HOUSTON -- ITT Educational Services says it is ceasing operations at all of its ITT Technical Institutes permanently, North Texas locations included.
The company says the closures are due to an investigation and sanctions by the U.S. Department of Education.
"It is with profound regret that we must report that ITT Educational Services, Inc. will discontinue academic operations at all of its ITT Technical Institutes permanently after approximately 50 years of continuous service," the company stated Tuesday. "Effective today, the company has eliminated the positions of the overwhelming majority of our more than 8,000 employees."
ITT Tech, known for its TV commercials, had three locations in North Texas: Arlington, DeSoto and Richardson.
Last week the Associated Press reported the U.S. Department of Education banned the for-profit college chain from enrolling new students who use federal financial aid.
The company was the subject of state and federal investigations focusing on its recruiting and accounting practices.

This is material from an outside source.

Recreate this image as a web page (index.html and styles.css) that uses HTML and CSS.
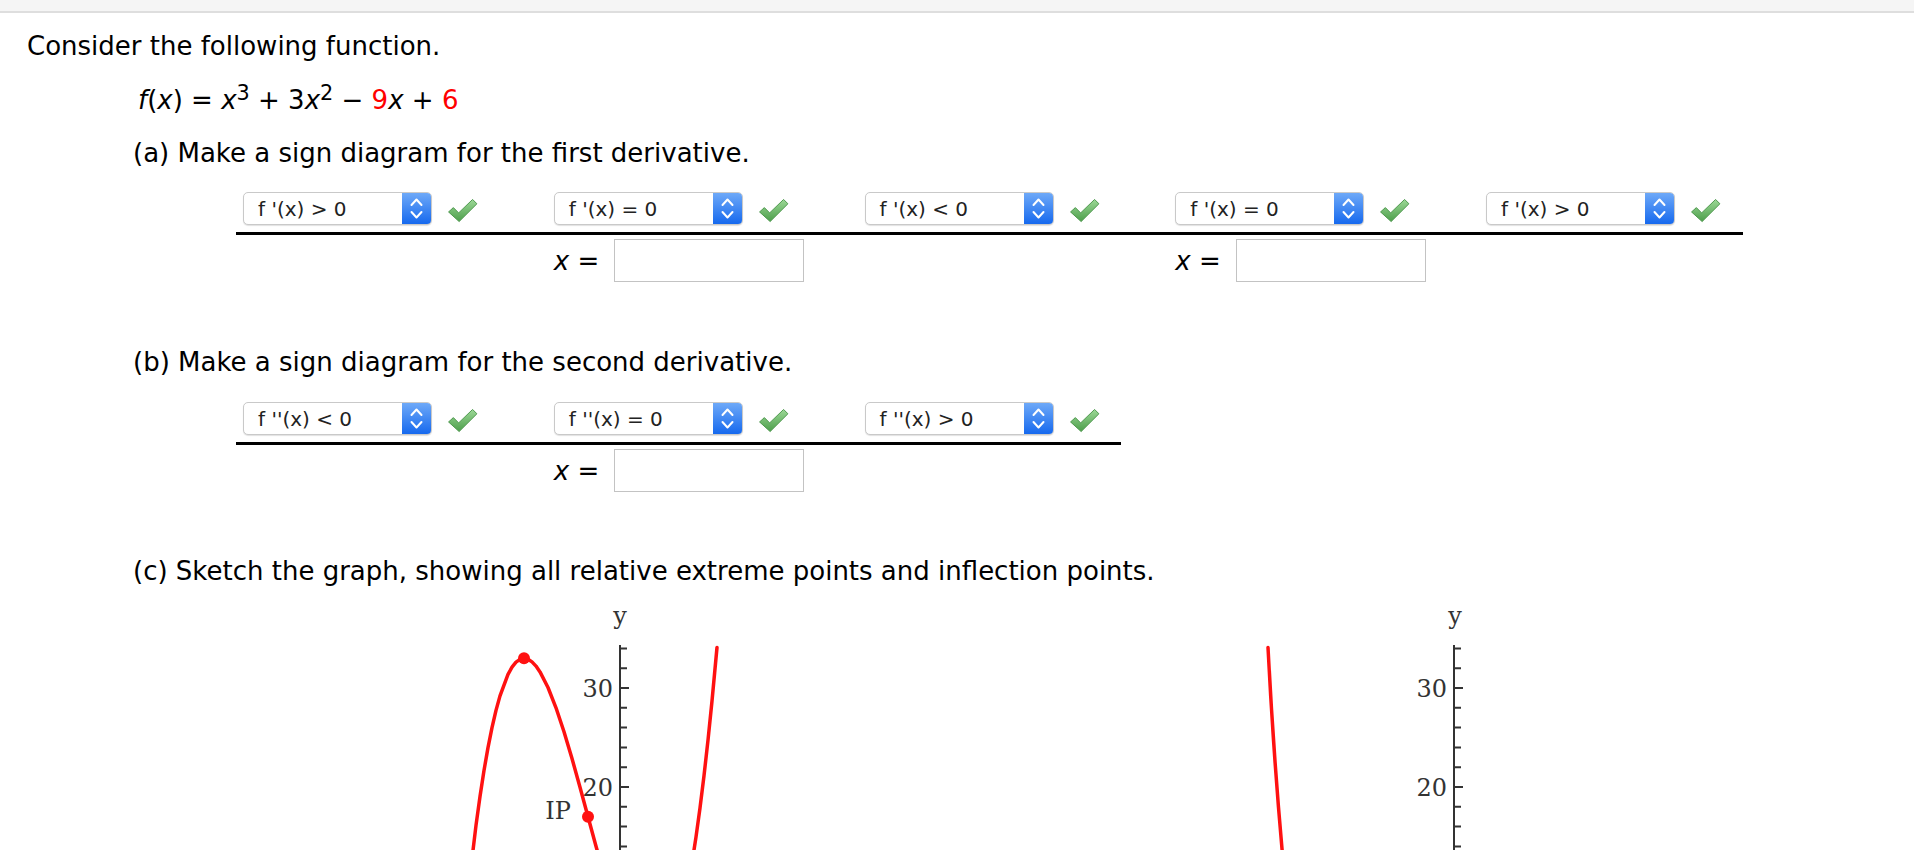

Among the measures, ITT was been ordered to pay $152 million to the department within 30 days to cover student refunds and other liabilities in case the company closes. The chain, based in Indiana, is still paying another $44 million demanded by the department in June for the same reason.
The education department also has prohibited ITT from awarding its executives any pay raises or bonuses, and it must develop "teach-out" plans that would help current students finish their programs at other colleges if the chain shuts down.
Under the new measures, current students can continue receiving federal grants and loans.
Education Secretary John King said the government is taking action to protect students and taxpayers following "troubling" findings about the company. This month, a group that accredits ITT found that the chain failed to meet several basic standards and was unlikely to comply in the future.
"It simply would not be responsible or in the best interest of students to allow ITT to continue enrolling new students who rely on federal financial aid," King said during a telephone conference with reporters.